International tax rules in 2017 were complex:
- Worldwide Taxation: U.S. taxed worldwide income with foreign tax credits
- Deferral: Income earned by foreign subsidiaries not taxed until repatriated
- Subpart F: Certain foreign income (passive, easily movable) taxed currently
- Foreign Tax Credits: Could offset U.S. tax on foreign-source income
- Transfer Pricing: Rules required arm’s-length pricing for intercompany transactions
The 2017 OECD BEPS guidelines influenced international tax planning.
What records should I keep for 2017 C Corp tax compliance?

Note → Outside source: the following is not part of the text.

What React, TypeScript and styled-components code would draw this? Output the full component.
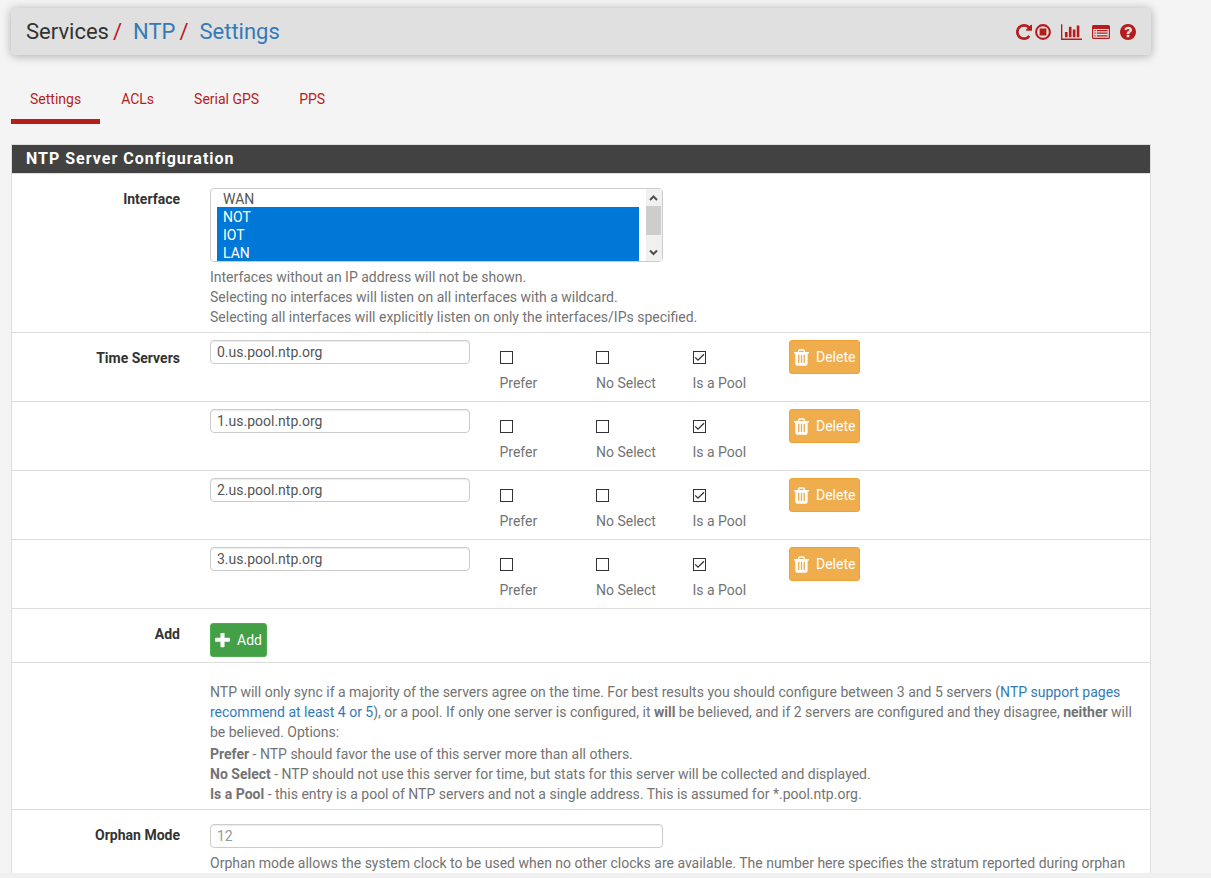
import React from 'react';
import styled, { createGlobalStyle, css } from 'styled-components';

const GlobalStyle = createGlobalStyle`
  *, *::before, *::after { box-sizing: border-box; }
  body {
    margin: 0;
    background: #f4f4f4;
    color: #333;
    font: 14px/20px Roboto, "Liberation Sans", sans-serif;
  }
  input, select, button { font: inherit; }
`;

const Page = styled.div`
  display: flex;
  flex-direction: column;
  height: 100vh;
`;

const Content = styled.main`
  flex: 1;
  min-height: 0;
  overflow: hidden;
  padding: 8px 60px 0 11px;
`;

const BottomEdge = styled.div`
  height: 5px;
  flex: none;
  background: #f0f0f0;
`;

const Header = styled.header`
  display: flex;
  align-items: center;
  justify-content: space-between;
  height: 47px;
  padding: 0 15px;
  background: #e0e0e0;
  border-radius: 4px;
  box-shadow: 0 1px 10px rgba(0, 0, 0, 0.3);
`;

const Breadcrumb = styled.h1`
  display: flex;
  margin: 0;
  font-size: 22px;
  line-height: 30px;
  font-weight: 400;
`;

const Slash = styled.span`
  margin: 0 11px 0 4px;
  color: #b71c1c;
`;

const TextLink = styled.a`
  color: #337ab7;
  text-decoration: none;
`;

const HeaderActions = styled.nav`
  display: flex;
  align-items: center;
  gap: 10px;
`;

const ActionPair = styled.div`
  display: flex;
  gap: 3px;
`;

const IconLink = styled.a`
  display: flex;
  color: #b71c1c;
`;

const Icon = styled.svg`
  display: block;
  fill: currentColor;
`;

const Tabs = styled.nav`
  display: flex;
  gap: 2px;
  margin: 20px 0;
`;

const Tab = styled.a<{ $active?: boolean }>`
  padding: 14px 19px 10px;
  border-bottom: 5px solid ${(p) => (p.$active ? '#b71c1c' : 'transparent')};
  color: #b71c1c;
  text-decoration: none;
`;

const Panel = styled.section`
  background: #fff;
  border: 1px solid #ddd;
`;

const PanelTitle = styled.h2`
  margin: 0;
  padding: 4px 14px;
  border-bottom: 1px solid #ddd;
  background: #424242;
  background-clip: padding-box;
  color: #fff;
  font-size: 16px;
  line-height: 20px;
  font-weight: 700;
  letter-spacing: 1px;
`;

const Row = styled.div`
  border-bottom: 1px solid #ddd;
`;

const Columns = styled.div`
  display: grid;
  grid-template-columns: repeat(12, 1fr);
  margin: 0 -10px;
`;

const labelStyle = css`
  grid-column: span 2;
  padding: 15px 15px 0;
  font-weight: 700;
  text-align: right;
`;

const FieldLabel = styled.label`
  ${labelStyle}
`;

const RowLabel = styled.span`
  ${labelStyle}
`;

const Cell = styled.div<{ $span: number; $top: number }>`
  grid-column: span ${(p) => p.$span};
  padding: ${(p) => p.$top}px 15px 5px;
`;

const Half = styled.div`
  position: relative;
  width: calc(50% - 15px);
`;

const HelpText = styled.p`
  margin: 5px 0 0;
  color: #737373;
`;

const Notes = styled.div`
  display: flex;
  flex-direction: column;
  gap: 2px;
  color: #737373;

  p { margin: 0; }
`;

const TextInput = styled.input`
  display: block;
  width: 100%;
  height: 24px;
  padding: 0 6px;
  border: 1px solid #ccc;
  border-radius: 4px;
  background: #fff;
  box-shadow: inset 0 1px 1px rgba(0, 0, 0, 0.08);
  color: #555;

  &::placeholder { color: #999; opacity: 1; }
`;

const InterfaceSelect = styled.select`
  display: block;
  width: 100%;
  height: 74px;
  padding: 0 23px 0 6px;
  border: 1px solid #ccc;
  border-radius: 4px;
  background: #fff;
  color: #555;
  overflow: hidden;
  outline: none;

  option {
    height: 18px;
    min-height: 18px;
    padding: 2px 6px 0;
    line-height: 16px;
  }
  option:checked {
    background: #0078d7 linear-gradient(#0078d7, #0078d7);
    color: #fff;
    -webkit-text-fill-color: #fff;
  }
`;

/* Classic scroll bar, laid over the right edge of the list box */
const ScrollBar = styled.div`
  position: absolute;
  top: 1px;
  right: 1px;
  bottom: 1px;
  width: 16px;
  padding-right: 1px;
  display: flex;
  flex-direction: column;
  background: #f0f0f0;
  pointer-events: none;
`;

const ScrollArrow = styled.svg`
  display: block;
  flex: none;
  fill: none;
  stroke: #505050;
  stroke-width: 2;
`;

const ScrollTrack = styled.div`
  flex: 1;
`;

const ScrollThumb = styled.div`
  height: 29px;
  background: #cdcdcd;
`;

const CheckLabel = styled.label`
  display: flex;
  flex-direction: column;
  gap: 9px;
  padding: 11px 0 3px;
  color: #737373;
  white-space: nowrap;
`;

const Checkbox = styled.input`
  appearance: none;
  width: 13px;
  height: 13px;
  margin: 0;
  border: 1px solid #333;
  background: #fff;

  &:checked {
    background: #fff
      url("data:image/svg+xml,%3Csvg xmlns='http://www.w3.org/2000/svg' width='11' height='11'%3E%3Cpath d='M1.2 5.4L4 8.2L10 2.2' fill='none' stroke='%23333' stroke-width='1.3'/%3E%3C/svg%3E")
      no-repeat;
  }
`;

const Button = styled.button<{ $tone: 'warning' | 'success' }>`
  display: inline-flex;
  align-items: center;
  gap: 7px;
  height: 34px;
  padding: 0 4px;
  border: 1px solid ${(p) => (p.$tone === 'warning' ? '#eea236' : '#4cae4c')};
  border-radius: 3px;
  background: ${(p) => (p.$tone === 'warning' ? '#f0ad4e' : '#43a047')};
  color: #fff;
  vertical-align: top;
  white-space: nowrap;
`;

const RepeatIcon = () => (
  <Icon width="16" height="16" viewBox="128 128 1536 1536" aria-hidden="true">
    <path d="M1664 256v448q0 26-19 45t-45 19h-448q-42 0-59-40-17-39 14-69l138-138q-148-137-349-137-104 0-198.5 40.5t-163.5 109.5-109.5 163.5-40.5 198.5 40.5 198.5 109.5 163.5 163.5 109.5 198.5 40.5q119 0 225-52t179-147q7-10 23-12 15 0 25 9l137 138q9 8 9.5 20.5t-7.5 22.5q-109 132-264 204.5t-327 72.5q-156 0-298-61t-245-164-164-245-61-298 61-298 164-245 245-164 298-61q147 0 284.5 55.5t244.5 156.5l130-129q29-31 70-14 39 17 39 59z" />
  </Icon>
);

const StopIcon = () => (
  <Icon width="16" height="16" viewBox="0 0 16 16" aria-hidden="true">
    <circle cx="8" cy="8" r="6.9" fill="none" stroke="currentColor" strokeWidth="2.1" />
    <rect x="4.6" y="4.6" width="6.8" height="6.8" rx="0.4" />
  </Icon>
);

const ChartIcon = () => (
  <Icon width="21" height="16" viewBox="0 128 2048 1536" aria-hidden="true">
    <path d="M640 896v512h-256v-512h256zm384-512v1024h-256v-1024h256zm1024 1152v128h-2048v-1536h128v1408h1920zm-640-896v768h-256v-768h256zm384-384v1152h-256v-1152h256z" />
  </Icon>
);

const ListIcon = () => (
  <Icon width="18" height="16" viewBox="0 0 18 16" aria-hidden="true">
    <path
      fillRule="evenodd"
      d="M1.6 1H16.4Q18 1 18 2.6V13.4Q18 15 16.4 15H1.6Q0 15 0 13.4V2.6Q0 1 1.6 1ZM1.2 5V13.3Q1.2 13.8 1.7 13.8H16.3Q16.8 13.8 16.8 13.3V5Z"
    />
    <path d="M2.4 6h1.3v1.2H2.4zM2.4 8.6h1.3v1.2H2.4zM2.4 11.2h1.3v1.2H2.4zM4.8 6h10.8v1.2H4.8zM4.8 8.6h10.8v1.2H4.8zM4.8 11.2h10.8v1.2H4.8z" />
  </Icon>
);

const HelpIcon = () => (
  <Icon width="16" height="16" viewBox="128 128 1536 1536" aria-hidden="true">
    <path d="M1024 1376v-192q0-14-9-23t-23-9h-192q-14 0-23 9t-9 23v192q0 14 9 23t23 9h192q14 0 23-9t9-23zm256-672q0-88-55.5-163t-138.5-116-170-41q-243 0-371 213-15 24 8 42l132 100q7 6 19 6 16 0 25-12 53-68 86-92 34-24 86-24 48 0 85.5 26t37.5 59q0 38-20 61t-68 45q-63 28-115.5 86.5t-52.5 125.5v36q0 14 9 23t23 9h192q14 0 23-9t9-23q0-19 21.5-49.5t54.5-49.5q32-18 49-28.5t46-35 44.5-48 28-60.5 12.5-81zm384 192q0 209-103 385.5t-279.5 279.5-385.5 103-385.5-103-279.5-279.5-103-385.5 103-385.5 279.5-279.5 385.5-103 385.5 103 279.5 279.5 103 385.5z" />
  </Icon>
);

const TrashIcon = () => (
  <Icon width="15" height="17" viewBox="192 128 1408 1536" aria-hidden="true">
    <path d="M704 1376v-704q0-14-9-23t-23-9h-64q-14 0-23 9t-9 23v704q0 14 9 23t23 9h64q14 0 23-9t9-23zm256 0v-704q0-14-9-23t-23-9h-64q-14 0-23 9t-9 23v704q0 14 9 23t23 9h64q14 0 23-9t9-23zm256 0v-704q0-14-9-23t-23-9h-64q-14 0-23 9t-9 23v704q0 14 9 23t23 9h64q14 0 23-9t9-23zm-544-992h448l-48-117q-7-9-17-11h-317q-10 2-17 11zm928 32v64q0 14-9 23t-23 9h-96v948q0 83-47 143.5t-113 60.5h-832q-66 0-113-58.5t-47-141.5v-952h-96q-14 0-23-9t-9-23v-64q0-14 9-23t23-9h309l70-167q15-37 54-63t79-26h320q40 0 79 26t54 63l70 167h309q14 0 23 9t9 23z" />
  </Icon>
);

const PlusIcon = () => (
  <Icon width="15" height="15" viewBox="192 192 1408 1408" aria-hidden="true">
    <path d="M1600 736v192q0 40-28 68t-68 28h-416v416q0 40-28 68t-68 28h-192q-40 0-68-28t-28-68v-416h-416q-40 0-68-28t-28-68v-192q0-40 28-68t68-28h416v-416q0-40 28-68t68-28h192q40 0 68 28t28 68v416h416q40 0 68 28t28 68z" />
  </Icon>
);

const servers = ['0.us.pool.ntp.org', '1.us.pool.ntp.org', '2.us.pool.ntp.org', '3.us.pool.ntp.org'];
const flags = ['Prefer', 'No Select', 'Is a Pool'];

function ServerRow({ host, index }: { host: string; index: number }) {
  const id = `server${index}`;
  return (
    <Row>
      <Columns>
        <FieldLabel htmlFor={id}>{index === 0 ? 'Time Servers' : ''}</FieldLabel>
        <Cell $span={3} $top={7}>
          <TextInput id={id} type="text" defaultValue={host} />
        </Cell>
        {flags.map((flag) => (
          <Cell key={flag} $span={1} $top={7}>
            <CheckLabel>
              <Checkbox type="checkbox" defaultChecked={flag === 'Is a Pool'} />
              {flag}
            </CheckLabel>
          </Cell>
        ))}
        <Cell $span={2} $top={7}>
          <Button type="button" $tone="warning">
            <TrashIcon />
            Delete
          </Button>
        </Cell>
      </Columns>
    </Row>
  );
}

export default function App() {
  return (
    <Page>
      <GlobalStyle />
      <Content>
        <Header>
          <Breadcrumb>
            Services<Slash>/</Slash>
            <TextLink href="#ntp">NTP</TextLink>
            <Slash>/</Slash>
            <TextLink href="#settings">Settings</TextLink>
          </Breadcrumb>
          <HeaderActions>
            <ActionPair>
              <IconLink href="#restart"><RepeatIcon /></IconLink>
              <IconLink href="#stop"><StopIcon /></IconLink>
            </ActionPair>
            <IconLink href="#graphs"><ChartIcon /></IconLink>
            <IconLink href="#logs"><ListIcon /></IconLink>
            <IconLink href="#help"><HelpIcon /></IconLink>
          </HeaderActions>
        </Header>

        <Tabs>
          <Tab href="#settings" $active>Settings</Tab>
          <Tab href="#acls">ACLs</Tab>
          <Tab href="#gps">Serial GPS</Tab>
          <Tab href="#pps">PPS</Tab>
        </Tabs>

        <Panel>
          <PanelTitle>NTP Server Configuration</PanelTitle>

          <Row>
            <Columns>
              <FieldLabel htmlFor="interface">Interface</FieldLabel>
              <Cell $span={10} $top={14}>
                <Half>
                  <InterfaceSelect id="interface" multiple size={4} defaultValue={['not', 'iot', 'lan']}>
                    <option value="wan">WAN</option>
                    <option value="not">NOT</option>
                    <option value="iot">IOT</option>
                    <option value="lan">LAN</option>
                  </InterfaceSelect>
                  <ScrollBar aria-hidden="true">
                    <ScrollArrow width="15" height="17" viewBox="0 0 15 17">
                      <path d="M4 11L7.5 7.5L11 11" />
                    </ScrollArrow>
                    <ScrollTrack>
                      <ScrollThumb />
                    </ScrollTrack>
                    <ScrollArrow width="15" height="17" viewBox="0 0 15 17">
                      <path d="M4 6.5L7.5 10L11 6.5" />
                    </ScrollArrow>
                  </ScrollBar>
                </Half>
                <HelpText>
                  Interfaces without an IP address will not be shown.
                  <br />
                  Selecting no interfaces will listen on all interfaces with a wildcard.
                  <br />
                  Selecting all interfaces will explicitly listen on only the interfaces/IPs specified.
                </HelpText>
              </Cell>
            </Columns>
          </Row>

          {servers.map((host, index) => (
            <ServerRow key={host} host={host} index={index} />
          ))}

          <Row>
            <Columns>
              <RowLabel>Add</RowLabel>
              <Cell $span={10} $top={14}>
                <Button type="button" $tone="success">
                  <PlusIcon />
                  Add
                </Button>
              </Cell>
            </Columns>
          </Row>

          <Row>
            <Columns>
              <RowLabel />
              <Cell $span={10} $top={19}>
                <Notes>
                  <p>
                    NTP will only sync if a majority of the servers agree on the time. For best results you should
                    configure between 3 and 5 servers (
                    <TextLink href="#support">NTP support pages recommend at least 4 or 5</TextLink>), or a pool. If
                    only one server is configured, it <b>will</b> be believed, and if 2 servers are configured and they
                    disagree, <b>neither</b> will be believed. Options:
                  </p>
                  <p>
                    <b>Prefer</b> - NTP should favor the use of this server more than all others.
                    <br />
                    <b>No Select</b> - NTP should not use this server for time, but stats for this server will be
                    collected and displayed.
                    <br />
                    <b>Is a Pool</b> - this entry is a pool of NTP servers and not a single address. This is assumed
                    for *.pool.ntp.org.
                  </p>
                </Notes>
              </Cell>
            </Columns>
          </Row>

          <Row>
            <Columns>
              <FieldLabel htmlFor="orphan">Orphan Mode</FieldLabel>
              <Cell $span={10} $top={14}>
                <Half>
                  <TextInput id="orphan" type="text" placeholder="12" />
                </Half>
                <HelpText>
                  Orphan mode allows the system clock to be used when no other clocks are available. The number here
                  specifies the stratum reported during orphan
                </HelpText>
              </Cell>
            </Columns>
          </Row>
        </Panel>
      </Content>
      <BottomEdge />
    </Page>
  );
}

Essential records to maintain include:
- Financial Statements: Balance sheets, income statements, cash flow statements
- General Ledger: Detailed transaction records
- Payroll Records: W-2s, W-3s, payroll tax filings
- Fixed Asset Records: Purchase documents, depreciation schedules
- Expense Documentation: Receipts, invoices, contracts
- Board Minutes: Documentation of major financial decisions
- Tax Filings: Copies of all federal and state tax returns
- Correspondence: Any IRS or state tax authority communications
The IRS generally recommends keeping records for 7 years from the filing date, though some documents (like property records) should be kept permanently.